### Exercise
All of the data should be output character for character, except the pictures.

** Start of Data **

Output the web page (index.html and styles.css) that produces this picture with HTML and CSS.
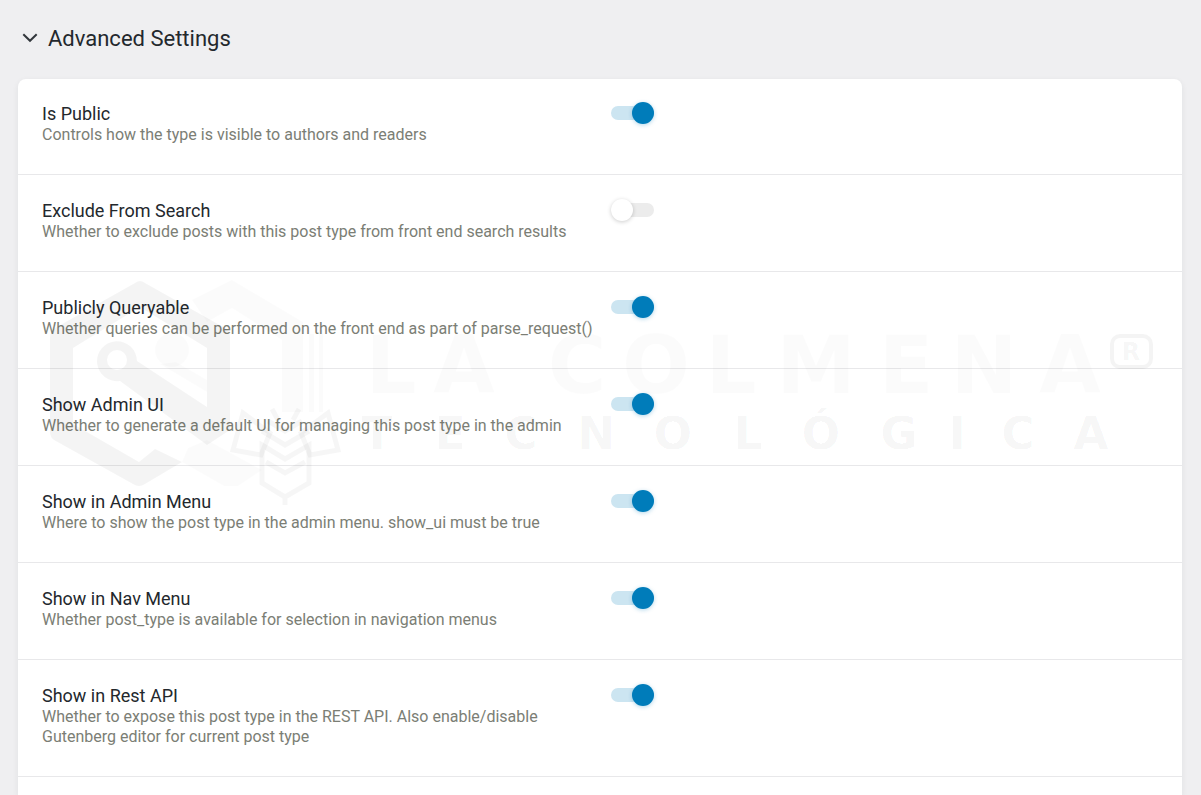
FILE: index.html
```html
<!DOCTYPE html>
<html lang="en">
<head>
<meta charset="utf-8">
<meta name="viewport" content="width=device-width, initial-scale=1">
<title>Advanced Settings</title>
<link rel="stylesheet" href="styles.css">
</head>
<body>
<div class="container">
	<h2 class="heading">
		<button type="button" class="toggle" aria-expanded="true" aria-controls="settings">
			<svg class="arrow" viewBox="0 0 16 10" aria-hidden="true"><path d="M1.300 1.200 8 7.800l6.700-6.600"/></svg>
			Advanced Settings
		</button>
	</h2>
	<div class="card" id="settings">
		<div class="row">
			<div class="info">
				<label class="name" for="public">Is Public</label>
				<p class="desc">Controls how the type is visible to authors and readers</p>
			</div>
			<input type="checkbox" class="switch" id="public" checked>
		</div>
		<div class="row">
			<div class="info">
				<label class="name" for="exclude">Exclude From Search</label>
				<p class="desc">Whether to exclude posts with this post type from front end search results</p>
			</div>
			<input type="checkbox" class="switch" id="exclude">
		</div>
		<div class="row">
			<div class="info">
				<label class="name" for="queryable">Publicly Queryable</label>
				<p class="desc">Whether queries can be performed on the front end as part of parse_request()</p>
			</div>
			<input type="checkbox" class="switch" id="queryable" checked>
		</div>
		<div class="row">
			<div class="info">
				<label class="name" for="adminui">Show Admin UI</label>
				<p class="desc">Whether to generate a default UI for managing this post type in the admin</p>
			</div>
			<input type="checkbox" class="switch" id="adminui" checked>
		</div>
		<div class="row">
			<div class="info">
				<label class="name" for="adminmenu">Show in Admin Menu</label>
				<p class="desc">Where to show the post type in the admin menu. show_ui must be true</p>
			</div>
			<input type="checkbox" class="switch" id="adminmenu" checked>
		</div>
		<div class="row">
			<div class="info">
				<label class="name" for="navmenu">Show in Nav Menu</label>
				<p class="desc">Whether post_type is available for selection in navigation menus</p>
			</div>
			<input type="checkbox" class="switch" id="navmenu" checked>
		</div>
		<div class="row">
			<div class="info">
				<label class="name" for="restapi">Show in Rest API</label>
				<p class="desc">Whether to expose this post type in the REST API. Also enable/disable Gutenberg editor for current post type</p>
			</div>
			<input type="checkbox" class="switch" id="restapi" checked>
		</div>

		<!-- watermark -->
		<svg class="watermark" viewBox="48 280 1106 230">
			<!-- back hexagon -->
			<g class="pale">
				<path d="M192 300 232 280 303 322V412H282V340L232 308 207 322ZM309 334h5v78h-5ZM319 330h4v82h-4Z"/>
				<path d="M188 448 207 440 262 470 238 486H224L182 462Z"/>
				<circle cx="172" cy="350" r="17"/>
				<path d="M176 362 207 380V392L160 364Z"/>
			</g>
			<!-- front hexagon -->
			<g class="dark">
				<path d="M135 283Q140 279 145 283L225 328Q230 331 230 337V430L207 445 120 381A20 20 0 1 1 137 361L207 407V348L140 307 73 348V424L139 462 155 449 182 462 145 484Q139 488 133 484L54 440Q50 437 50 432V337Q50 331 55 328ZM117 350A10 10 0 1 0 117 370A10 10 0 1 0 117 350Z" fill-rule="evenodd"/>
			</g>
			<!-- bee -->
			<g class="bee">
				<path d="M243 413 233 450 261 455 270 433ZM328 413 338 450 310 455 301 433Z"/>
				<path d="M272 409 278 420M299 409 293 420M262 431 285 445 309 431M268 421 285 431 302 421M262 445 285 459 309 445V483L285 497 262 483ZM266 462 285 473 305 462M285 497V505"/>
			</g>
			<text class="brand pale" y="393" x="391 464 524 577 656 731 816 906 984 1070">LA COLMENA</text>
			<text class="tag dark" y="449" x="377 450 521 596 673 748 821 899 957 1018 1091">TECNOLÓGICA</text>
			<rect class="mark" x="1112" y="336" width="39" height="31" rx="8"/>
			<text class="reg dark" x="1131" y="360">R</text>
		</svg>
	</div>
</div>
</body>
</html>
```

FILE: styles.css
```css
*{
	box-sizing:border-box;
	margin:0;
	padding:0;
}
body{
	background:#efeff1;
	color:#23282d;
	font-family:Roboto, "Liberation Sans", sans-serif;
}
.container{
	padding:25px 19px 0 18px;
}
.heading{
	font-size:22px;
	font-weight:400;
	line-height:28px;
	margin-bottom:26px;
}
.toggle{
	display:flex;
	align-items:center;
	gap:10px;
	padding-left:4px;
	border:0;
	background:none;
	color:inherit;
	font:inherit;
	cursor:pointer;
}
.arrow{
	width:16px;
	height:10px;
	margin-bottom:2px;
	fill:none;
	stroke:#32373c;
	stroke-width:2;
}
.card{
	position:relative;
	min-height:calc(100vh - 79px);
	background:#fff;
	border-radius:8px 8px 0 0;
	box-shadow:0 2px 6px rgba(35,40,45,.07);
}
.row{
	display:flex;
	align-items:flex-start;
	padding:24px 24px 29px;
	border-bottom:1px solid #e8e8ea;
}
.row:first-child{
	padding-top:23px;
}
.info{
	width:51%;
	padding:1px 16px 0 0;
}
.name{
	display:block;
	font-size:18px;
	line-height:22px;
}
.desc{
	color:#7b7e75;
	font-size:16px;
	line-height:20px;
}
.switch{
	appearance:none;
	width:43px;
	height:14px;
	margin-top:4px;
	display:flex;
	align-items:center;
	background:#ececec;
	border-radius:7px;
	cursor:pointer;
}
.switch:before{
	content:"";
	width:22px;
	height:22px;
	border-radius:50%;
	background:#fff;
	box-shadow:0 1px 4px rgba(0,0,0,.2);
}
.switch:checked{
	justify-content:flex-end;
	background:#cce5f1;
}
.switch:checked:before{
	background:#007cba;
	box-shadow:0 1px 4px rgba(0,124,186,.3);
}
.watermark{
	position:absolute;
	top:201px;
	left:30px;
	width:calc(100% - 58px);
	pointer-events:none;
}
.pale{
	fill:rgba(0,0,0,.016);
}
.dark{
	fill:rgba(0,0,0,.045);
}
.bee{
	fill:none;
	stroke:rgba(0,0,0,.035);
	stroke-width:5;
}
.mark{
	fill:none;
	stroke:rgba(0,0,0,.045);
	stroke-width:4;
}
.brand, .tag, .reg{
	font-family:"DejaVu Sans", sans-serif;
	text-anchor:middle;
}
.brand{
	font-size:80px;
	font-weight:bold;
}
.tag{
	font-size:45px;
	font-weight:bold;
}
.reg{
	font-size:24px;
	font-weight:bold;
}
```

** End of Data **

### The answer
Output the web page (index.html and styles.css) that produces this picture with HTML and CSS.
FILE: index.html
```html
<!DOCTYPE html>
<html lang="en">
<head>
<meta charset="utf-8">
<meta name="viewport" content="width=device-width, initial-scale=1">
<title>Advanced Settings</title>
<link rel="stylesheet" href="styles.css">
</head>
<body>
<div class="container">
	<h2 class="heading">
		<button type="button" class="toggle" aria-expanded="true" aria-controls="settings">
			<svg class="arrow" viewBox="0 0 16 10" aria-hidden="true"><path d="M1.300 1.200 8 7.800l6.700-6.600"/></svg>
			Advanced Settings
		</button>
	</h2>
	<div class="card" id="settings">
		<div class="row">
			<div class="info">
				<label class="name" for="public">Is Public</label>
				<p class="desc">Controls how the type is visible to authors and readers</p>
			</div>
			<input type="checkbox" class="switch" id="public" checked>
		</div>
		<div class="row">
			<div class="info">
				<label class="name" for="exclude">Exclude From Search</label>
				<p class="desc">Whether to exclude posts with this post type from front end search results</p>
			</div>
			<input type="checkbox" class="switch" id="exclude">
		</div>
		<div class="row">
			<div class="info">
				<label class="name" for="queryable">Publicly Queryable</label>
				<p class="desc">Whether queries can be performed on the front end as part of parse_request()</p>
			</div>
			<input type="checkbox" class="switch" id="queryable" checked>
		</div>
		<div class="row">
			<div class="info">
				<label class="name" for="adminui">Show Admin UI</label>
				<p class="desc">Whether to generate a default UI for managing this post type in the admin</p>
			</div>
			<input type="checkbox" class="switch" id="adminui" checked>
		</div>
		<div class="row">
			<div class="info">
				<label class="name" for="adminmenu">Show in Admin Menu</label>
				<p class="desc">Where to show the post type in the admin menu. show_ui must be true</p>
			</div>
			<input type="checkbox" class="switch" id="adminmenu" checked>
		</div>
		<div class="row">
			<div class="info">
				<label class="name" for="navmenu">Show in Nav Menu</label>
				<p class="desc">Whether post_type is available for selection in navigation menus</p>
			</div>
			<input type="checkbox" class="switch" id="navmenu" checked>
		</div>
		<div class="row">
			<div class="info">
				<label class="name" for="restapi">Show in Rest API</label>
				<p class="desc">Whether to expose this post type in the REST API. Also enable/disable Gutenberg editor for current post type</p>
			</div>
			<input type="checkbox" class="switch" id="restapi" checked>
		</div>

		<!-- watermark -->
		<svg class="watermark" viewBox="48 280 1106 230">
			<!-- back hexagon -->
			<g class="pale">
				<path d="M192 300 232 280 303 322V412H282V340L232 308 207 322ZM309 334h5v78h-5ZM319 330h4v82h-4Z"/>
				<path d="M188 448 207 440 262 470 238 486H224L182 462Z"/>
				<circle cx="172" cy="350" r="17"/>
				<path d="M176 362 207 380V392L160 364Z"/>
			</g>
			<!-- front hexagon -->
			<g class="dark">
				<path d="M135 283Q140 279 145 283L225 328Q230 331 230 337V430L207 445 120 381A20 20 0 1 1 137 361L207 407V348L140 307 73 348V424L139 462 155 449 182 462 145 484Q139 488 133 484L54 440Q50 437 50 432V337Q50 331 55 328ZM117 350A10 10 0 1 0 117 370A10 10 0 1 0 117 350Z" fill-rule="evenodd"/>
			</g>
			<!-- bee -->
			<g class="bee">
				<path d="M243 413 233 450 261 455 270 433ZM328 413 338 450 310 455 301 433Z"/>
				<path d="M272 409 278 420M299 409 293 420M262 431 285 445 309 431M268 421 285 431 302 421M262 445 285 459 309 445V483L285 497 262 483ZM266 462 285 473 305 462M285 497V505"/>
			</g>
			<text class="brand pale" y="393" x="391 464 524 577 656 731 816 906 984 1070">LA COLMENA</text>
			<text class="tag dark" y="449" x="377 450 521 596 673 748 821 899 957 1018 1091">TECNOLÓGICA</text>
			<rect class="mark" x="1112" y="336" width="39" height="31" rx="8"/>
			<text class="reg dark" x="1131" y="360">R</text>
		</svg>
	</div>
</div>
</body>
</html>
```

FILE: styles.css
```css
*{
	box-sizing:border-box;
	margin:0;
	padding:0;
}
body{
	background:#efeff1;
	color:#23282d;
	font-family:Roboto, "Liberation Sans", sans-serif;
}
.container{
	padding:25px 19px 0 18px;
}
.heading{
	font-size:22px;
	font-weight:400;
	line-height:28px;
	margin-bottom:26px;
}
.toggle{
	display:flex;
	align-items:center;
	gap:10px;
	padding-left:4px;
	border:0;
	background:none;
	color:inherit;
	font:inherit;
	cursor:pointer;
}
.arrow{
	width:16px;
	height:10px;
	margin-bottom:2px;
	fill:none;
	stroke:#32373c;
	stroke-width:2;
}
.card{
	position:relative;
	min-height:calc(100vh - 79px);
	background:#fff;
	border-radius:8px 8px 0 0;
	box-shadow:0 2px 6px rgba(35,40,45,.07);
}
.row{
	display:flex;
	align-items:flex-start;
	padding:24px 24px 29px;
	border-bottom:1px solid #e8e8ea;
}
.row:first-child{
	padding-top:23px;
}
.info{
	width:51%;
	padding:1px 16px 0 0;
}
.name{
	display:block;
	font-size:18px;
	line-height:22px;
}
.desc{
	color:#7b7e75;
	font-size:16px;
	line-height:20px;
}
.switch{
	appearance:none;
	width:43px;
	height:14px;
	margin-top:4px;
	display:flex;
	align-items:center;
	background:#ececec;
	border-radius:7px;
	cursor:pointer;
}
.switch:before{
	content:"";
	width:22px;
	height:22px;
	border-radius:50%;
	background:#fff;
	box-shadow:0 1px 4px rgba(0,0,0,.2);
}
.switch:checked{
	justify-content:flex-end;
	background:#cce5f1;
}
.switch:checked:before{
	background:#007cba;
	box-shadow:0 1px 4px rgba(0,124,186,.3);
}
.watermark{
	position:absolute;
	top:201px;
	left:30px;
	width:calc(100% - 58px);
	pointer-events:none;
}
.pale{
	fill:rgba(0,0,0,.016);
}
.dark{
	fill:rgba(0,0,0,.045);
}
.bee{
	fill:none;
	stroke:rgba(0,0,0,.035);
	stroke-width:5;
}
.mark{
	fill:none;
	stroke:rgba(0,0,0,.045);
	stroke-width:4;
}
.brand, .tag, .reg{
	font-family:"DejaVu Sans", sans-serif;
	text-anchor:middle;
}
.brand{
	font-size:80px;
	font-weight:bold;
}
.tag{
	font-size:45px;
	font-weight:bold;
}
.reg{
	font-size:24px;
	font-weight:bold;
}
```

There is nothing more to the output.